- Theatrical release poster
- Directed by: Cristina Fernández Pintado; Miguel Llorens;
- Screenplay by: Rafael Albert; Cristina Fernández Pintado; Miguel Llorens;
- Produced by: Lorena Torres; Nuria Velasco; Anaïs Schaaff; Abigail Schaaff;
- Starring: Isabel Rocatti; Carlos Cuevas; Pep Munné;
- Cinematography: Miguel Llorens
- Edited by: Alfonso Suárez
- Music by: Clara Peya
- Production companies: The Fly Hunter; Aguacate & Calabaza Films; Produccions Quart;
- Distributed by: Filmax
- Release dates: 21 April 2026 (BCN Film Fest); 22 May 2026 (Spain);
- Running time: 109 minutes
- Country: Spain
- Language: Catalan

= Cowgirl (film) =

Cowgirl is a 2026 Spanish romantic comedy-drama film directed by Cristina Fernández Pintado and Miguel Llorens starring Isabel Rocatti, Carlos Cuevas, and Pep Munné.

== Plot ==
The plot follows Empar, a 62 year-old woman living alone in a small village in Ports who finds solace in her cow Tona after the loss of her husband and son. Long infatuated with Empar, local Bernat seeks to gets closer to her while young Riqui moves into the village.

== Cast ==

The cow Candela portrays Tona in the film.

== Production ==
Cowgirl was produced by The Fly Hunter, Aguacate & Calabaza Films, and Produccions Quart, and it had the participation of RTVE, À Punt, and 3Cat. Shot in Valencian (Catalan), it was lensed by Miguel Llorens and scored by Clara Peya. Filming locations included La Tinença de Benifassà, El Maestrat and Els Ports.

== Release ==
The film premiered at the BCN Film Fest in April 2026. It was also programmed at the Alicante International Film Festival.
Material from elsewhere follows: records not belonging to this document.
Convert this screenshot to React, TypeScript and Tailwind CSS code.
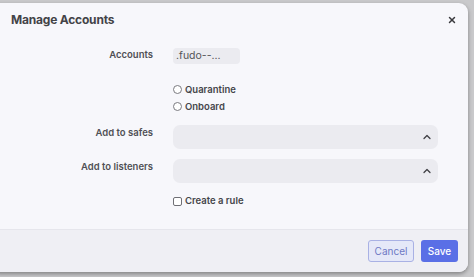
import { ChevronUp, X } from 'lucide-react'

interface SelectRowProps {
  label: string
}

function SelectRow({ label }: SelectRowProps) {
  return (
    <div className="grid grid-cols-[153px_1fr] gap-x-[20px] mt-[10px]">
      <div className="text-right text-[9.5px] font-semibold text-[#505055] pt-[1px] leading-[14px]">{label}</div>
      <div className="h-[24px] rounded-[7px] bg-[#ebebf0] flex items-center justify-end pr-[5px]">
        <ChevronUp className="w-[12px] h-[12px] text-[#3f3f44]" strokeWidth={2.5} />
      </div>
    </div>
  )
}

export default function App() {
  return (
    <div className="w-[474px] h-[277px] bg-[#c9c9cb] overflow-hidden pt-[3px] pr-[6px] pb-[5px] font-['Inter','Liberation_Sans',sans-serif] leading-none">
      <div className="-ml-[10px] h-full rounded-[9px] bg-[#f7f7fb] shadow-[0_2px_4px_rgba(0,0,0,0.35)] flex flex-col overflow-hidden">
        {/* Header */}
        <div className="h-[34px] flex items-center justify-between pl-[21px] pr-[11px]">
          <h2 className="text-[12px] font-bold text-[#434347] tracking-[-0.2px]">Manage Accounts</h2>
          <X className="w-[10px] h-[10px] text-[#3a3a3e]" strokeWidth={3.5} />
        </div>

        {/* Body */}
        <div className="flex-1 pl-[10px] pr-[30px]">
          <div className="grid grid-cols-[153px_1fr] gap-x-[20px] mt-[11px] items-center">
            <div className="text-right text-[9.5px] font-semibold text-[#505055] leading-[14px] -mt-[2px]">Accounts</div>
            <div className="flex">
              <span className="flex items-center h-[16px] w-[67px] rounded-[4px] bg-[#ebebf0] pl-[3px] text-[10.5px] text-[#555558]">
                .fudo--...
              </span>
            </div>
          </div>

          <div className="grid grid-cols-[153px_1fr] gap-x-[20px] mt-[17px]">
            <div />
            <div className="flex flex-col">
              {['Quarantine', 'Onboard'].map(opt => (
                <label key={opt} className="h-[17px] flex items-center gap-[3px] text-[9.5px] font-semibold text-[#45454a]">
                  <span className="w-[9px] h-[9px] rounded-full border border-[#7a7a80] bg-white" />
                  {opt}
                </label>
              ))}
            </div>
          </div>

          <SelectRow label="Add to safes" />
          <SelectRow label="Add to listeners" />

          <div className="grid grid-cols-[153px_1fr] gap-x-[20px] mt-[10px]">
            <div />
            <label className="h-[16px] flex items-center gap-[3px] text-[9.5px] font-semibold text-[#45454a]">
              <span className="w-[9px] h-[9px] rounded-[2px] border border-[#6f6f75] bg-white" />
              Create a rule
            </label>
          </div>
        </div>

        {/* Footer */}
        <div className="h-[43px] border-t border-[#e6e6ec] bg-[#efeff4] flex items-center justify-end gap-[7px] pr-[10px]">
          <button className="h-[22px] w-[46px] rounded-[3px] border border-[#a9b1e4] bg-[#e5e8f8] text-[10px] text-[#6e78c4]">
            Cancel
          </button>
          <button className="h-[22px] w-[37px] rounded-[3px] bg-[#5a6fe6] text-[10px] font-medium text-white">
            Save
          </button>
        </div>
      </div>
    </div>
  )
}
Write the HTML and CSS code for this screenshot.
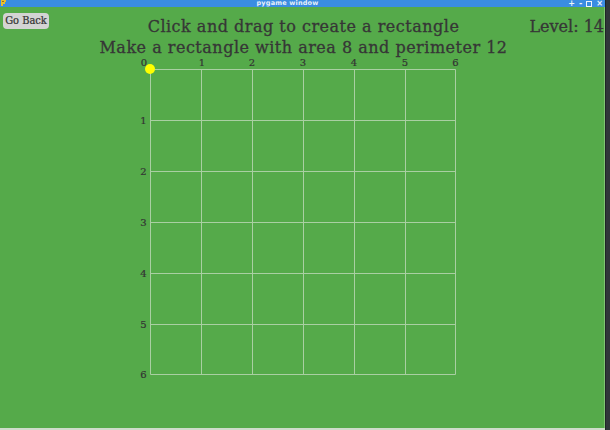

Distributed by Filmax, it was released theatrically in Spain on 22 May 2026.

== Reception ==
Juan Pando of Fotogramas rated Cowgirl 3 out of 5 stars, welcoming "a story as simple yet as true" as the one told by the film.

Sabela Pillado of La Voz de Galicia declared Cowgirl a "kind, unadorned and human film about second chances, mature love, friendship and family".

Carmen L. Lobo of La Razón gave the film a 3-star rating, declaring it "a warm, charming rural film, spoken in Valencian".